╭─ SUPPLIED INFORMATION

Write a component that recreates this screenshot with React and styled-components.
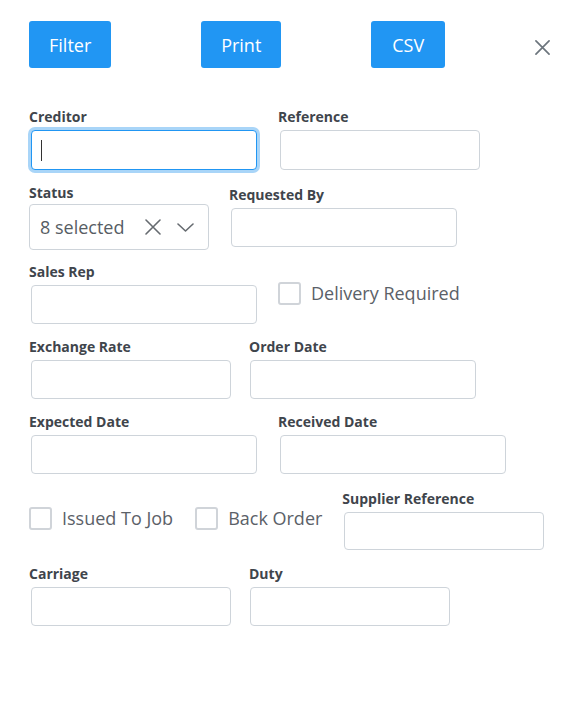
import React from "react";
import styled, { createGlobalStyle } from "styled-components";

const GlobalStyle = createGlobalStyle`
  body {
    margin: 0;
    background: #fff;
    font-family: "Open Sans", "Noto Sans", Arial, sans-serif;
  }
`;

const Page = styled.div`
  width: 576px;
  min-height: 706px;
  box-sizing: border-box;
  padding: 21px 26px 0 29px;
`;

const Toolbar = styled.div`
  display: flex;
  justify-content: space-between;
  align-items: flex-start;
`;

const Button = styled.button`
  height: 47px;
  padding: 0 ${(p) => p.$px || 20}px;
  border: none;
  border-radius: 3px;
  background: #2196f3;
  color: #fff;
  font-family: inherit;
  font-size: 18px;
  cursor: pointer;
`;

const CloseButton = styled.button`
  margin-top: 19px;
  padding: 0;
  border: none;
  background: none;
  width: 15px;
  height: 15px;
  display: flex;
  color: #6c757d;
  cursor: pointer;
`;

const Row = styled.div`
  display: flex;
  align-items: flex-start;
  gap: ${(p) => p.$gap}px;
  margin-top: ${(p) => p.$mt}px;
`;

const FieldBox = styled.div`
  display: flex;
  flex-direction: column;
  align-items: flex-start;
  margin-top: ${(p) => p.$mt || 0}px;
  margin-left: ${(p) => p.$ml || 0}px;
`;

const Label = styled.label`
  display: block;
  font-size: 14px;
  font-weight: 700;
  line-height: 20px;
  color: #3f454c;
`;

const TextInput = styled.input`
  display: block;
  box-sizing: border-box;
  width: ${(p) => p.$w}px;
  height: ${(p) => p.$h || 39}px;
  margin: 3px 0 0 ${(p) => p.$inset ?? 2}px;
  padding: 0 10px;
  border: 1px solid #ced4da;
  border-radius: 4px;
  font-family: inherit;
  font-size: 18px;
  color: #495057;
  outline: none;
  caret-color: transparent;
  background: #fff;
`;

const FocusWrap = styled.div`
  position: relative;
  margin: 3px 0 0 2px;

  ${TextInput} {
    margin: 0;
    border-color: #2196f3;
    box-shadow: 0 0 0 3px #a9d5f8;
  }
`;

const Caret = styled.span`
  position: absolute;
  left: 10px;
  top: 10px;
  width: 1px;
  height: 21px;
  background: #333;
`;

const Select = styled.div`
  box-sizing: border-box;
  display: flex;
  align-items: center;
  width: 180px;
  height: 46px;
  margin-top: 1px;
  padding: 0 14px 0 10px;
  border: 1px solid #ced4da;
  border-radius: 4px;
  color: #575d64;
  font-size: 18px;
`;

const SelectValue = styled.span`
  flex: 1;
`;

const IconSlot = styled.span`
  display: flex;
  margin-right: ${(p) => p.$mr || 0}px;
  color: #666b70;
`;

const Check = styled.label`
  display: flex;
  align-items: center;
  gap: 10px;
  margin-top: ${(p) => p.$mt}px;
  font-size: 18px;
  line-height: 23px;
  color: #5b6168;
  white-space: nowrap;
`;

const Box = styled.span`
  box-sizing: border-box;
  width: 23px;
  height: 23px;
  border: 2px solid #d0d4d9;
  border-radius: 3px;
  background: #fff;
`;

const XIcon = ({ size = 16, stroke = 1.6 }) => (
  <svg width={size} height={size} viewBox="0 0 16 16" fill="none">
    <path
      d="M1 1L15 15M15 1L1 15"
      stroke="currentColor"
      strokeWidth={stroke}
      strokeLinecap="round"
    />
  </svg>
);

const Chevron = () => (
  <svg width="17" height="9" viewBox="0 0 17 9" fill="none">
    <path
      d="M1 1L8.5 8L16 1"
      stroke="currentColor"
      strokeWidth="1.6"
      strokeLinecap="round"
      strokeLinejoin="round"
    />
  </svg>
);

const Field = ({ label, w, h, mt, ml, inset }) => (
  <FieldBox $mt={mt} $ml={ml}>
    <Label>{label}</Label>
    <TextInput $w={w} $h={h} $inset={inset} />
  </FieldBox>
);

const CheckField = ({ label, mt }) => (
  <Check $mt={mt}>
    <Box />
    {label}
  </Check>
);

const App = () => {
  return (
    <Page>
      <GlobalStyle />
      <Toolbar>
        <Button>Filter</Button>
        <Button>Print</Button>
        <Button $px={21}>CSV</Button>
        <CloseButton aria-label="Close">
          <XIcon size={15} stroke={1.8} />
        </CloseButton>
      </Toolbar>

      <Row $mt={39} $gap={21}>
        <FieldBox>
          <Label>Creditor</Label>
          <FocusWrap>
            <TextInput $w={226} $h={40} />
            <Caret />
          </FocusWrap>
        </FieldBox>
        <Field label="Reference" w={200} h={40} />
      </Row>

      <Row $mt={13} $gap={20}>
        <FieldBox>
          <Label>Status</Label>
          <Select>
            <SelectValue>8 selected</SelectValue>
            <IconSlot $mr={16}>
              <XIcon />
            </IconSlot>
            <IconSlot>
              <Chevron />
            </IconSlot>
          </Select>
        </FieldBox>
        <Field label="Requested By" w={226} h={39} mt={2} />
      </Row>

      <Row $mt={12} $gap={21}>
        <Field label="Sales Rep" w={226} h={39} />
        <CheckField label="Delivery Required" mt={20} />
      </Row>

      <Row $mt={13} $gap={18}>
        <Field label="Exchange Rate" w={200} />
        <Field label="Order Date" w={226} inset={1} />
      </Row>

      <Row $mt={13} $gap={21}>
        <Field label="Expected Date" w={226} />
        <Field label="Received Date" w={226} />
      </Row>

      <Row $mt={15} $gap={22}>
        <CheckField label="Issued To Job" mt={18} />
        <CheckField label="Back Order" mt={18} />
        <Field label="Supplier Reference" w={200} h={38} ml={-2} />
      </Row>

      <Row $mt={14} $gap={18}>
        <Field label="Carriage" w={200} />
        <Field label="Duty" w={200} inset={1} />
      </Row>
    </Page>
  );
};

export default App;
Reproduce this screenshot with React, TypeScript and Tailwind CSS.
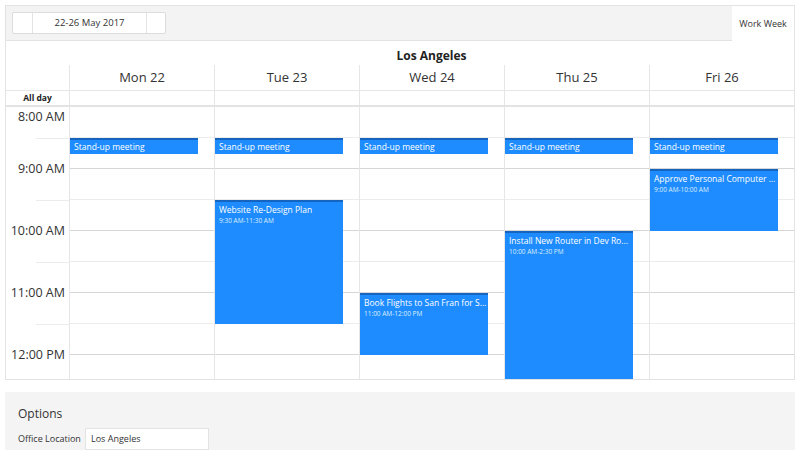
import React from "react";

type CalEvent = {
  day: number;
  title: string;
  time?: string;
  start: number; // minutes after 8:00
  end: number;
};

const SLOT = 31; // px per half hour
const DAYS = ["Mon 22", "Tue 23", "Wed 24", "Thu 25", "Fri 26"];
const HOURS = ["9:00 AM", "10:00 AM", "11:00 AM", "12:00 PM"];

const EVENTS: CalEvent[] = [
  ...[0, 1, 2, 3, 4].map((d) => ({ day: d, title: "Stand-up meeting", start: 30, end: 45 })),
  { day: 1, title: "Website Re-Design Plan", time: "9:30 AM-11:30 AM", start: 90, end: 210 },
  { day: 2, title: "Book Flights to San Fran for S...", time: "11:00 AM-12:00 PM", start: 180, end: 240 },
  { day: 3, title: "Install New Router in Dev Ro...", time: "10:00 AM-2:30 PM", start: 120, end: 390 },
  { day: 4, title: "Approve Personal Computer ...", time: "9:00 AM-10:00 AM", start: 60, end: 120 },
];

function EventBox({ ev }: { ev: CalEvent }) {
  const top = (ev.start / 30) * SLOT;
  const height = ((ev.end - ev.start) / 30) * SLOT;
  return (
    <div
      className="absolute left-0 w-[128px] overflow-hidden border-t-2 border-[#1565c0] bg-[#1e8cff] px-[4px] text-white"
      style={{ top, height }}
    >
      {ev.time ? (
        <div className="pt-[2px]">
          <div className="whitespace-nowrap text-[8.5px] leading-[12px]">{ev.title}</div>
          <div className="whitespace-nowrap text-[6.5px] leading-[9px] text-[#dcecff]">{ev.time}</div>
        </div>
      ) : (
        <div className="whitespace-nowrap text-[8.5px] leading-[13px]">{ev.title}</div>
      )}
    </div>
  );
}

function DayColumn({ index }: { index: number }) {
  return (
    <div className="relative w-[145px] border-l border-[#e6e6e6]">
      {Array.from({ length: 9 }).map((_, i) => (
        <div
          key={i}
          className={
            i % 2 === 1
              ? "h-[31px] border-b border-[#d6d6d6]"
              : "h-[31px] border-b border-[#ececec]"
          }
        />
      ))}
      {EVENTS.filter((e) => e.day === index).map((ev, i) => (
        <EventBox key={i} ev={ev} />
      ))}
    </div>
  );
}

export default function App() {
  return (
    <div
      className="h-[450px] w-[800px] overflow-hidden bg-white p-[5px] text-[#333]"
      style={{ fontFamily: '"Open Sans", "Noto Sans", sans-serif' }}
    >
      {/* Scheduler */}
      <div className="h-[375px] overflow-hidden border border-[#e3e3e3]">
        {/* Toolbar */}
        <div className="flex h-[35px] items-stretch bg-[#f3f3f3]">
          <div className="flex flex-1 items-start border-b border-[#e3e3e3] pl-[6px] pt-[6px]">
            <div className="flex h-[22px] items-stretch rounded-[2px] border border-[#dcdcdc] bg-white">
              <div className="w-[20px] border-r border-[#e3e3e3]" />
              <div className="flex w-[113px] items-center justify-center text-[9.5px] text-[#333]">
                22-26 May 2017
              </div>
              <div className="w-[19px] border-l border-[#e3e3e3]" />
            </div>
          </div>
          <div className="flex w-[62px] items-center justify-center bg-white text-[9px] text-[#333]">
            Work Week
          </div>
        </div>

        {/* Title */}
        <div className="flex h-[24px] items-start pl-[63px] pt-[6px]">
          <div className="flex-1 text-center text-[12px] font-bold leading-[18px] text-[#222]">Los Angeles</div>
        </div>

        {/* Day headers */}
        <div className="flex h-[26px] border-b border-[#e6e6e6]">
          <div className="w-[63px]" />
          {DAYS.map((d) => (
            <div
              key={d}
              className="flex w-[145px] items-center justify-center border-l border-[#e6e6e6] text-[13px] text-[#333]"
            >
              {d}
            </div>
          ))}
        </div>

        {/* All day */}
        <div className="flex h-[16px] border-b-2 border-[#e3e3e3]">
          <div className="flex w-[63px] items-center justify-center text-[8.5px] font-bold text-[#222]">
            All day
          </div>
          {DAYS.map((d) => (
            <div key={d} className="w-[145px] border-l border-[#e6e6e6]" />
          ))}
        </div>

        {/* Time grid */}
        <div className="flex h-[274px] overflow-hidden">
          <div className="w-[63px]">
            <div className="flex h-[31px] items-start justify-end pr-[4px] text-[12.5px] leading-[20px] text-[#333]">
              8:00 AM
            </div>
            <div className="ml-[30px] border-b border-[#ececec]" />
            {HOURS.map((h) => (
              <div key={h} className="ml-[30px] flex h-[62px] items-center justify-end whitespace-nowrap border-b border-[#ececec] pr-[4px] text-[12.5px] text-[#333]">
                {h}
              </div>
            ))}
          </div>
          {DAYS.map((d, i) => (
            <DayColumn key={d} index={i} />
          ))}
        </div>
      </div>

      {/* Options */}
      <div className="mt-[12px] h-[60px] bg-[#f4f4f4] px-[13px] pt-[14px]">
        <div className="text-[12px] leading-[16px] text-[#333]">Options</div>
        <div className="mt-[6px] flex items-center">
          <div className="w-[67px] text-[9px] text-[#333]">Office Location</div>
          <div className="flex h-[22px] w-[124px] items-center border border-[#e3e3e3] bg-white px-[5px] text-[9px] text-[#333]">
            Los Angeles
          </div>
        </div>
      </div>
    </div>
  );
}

╰─

EXERCISE AIM: Copy each line that contains the word "this".

FINISHED TASK:
Write a component that recreates this screenshot with React and styled-components.
Reproduce this screenshot with React, TypeScript and Tailwind CSS.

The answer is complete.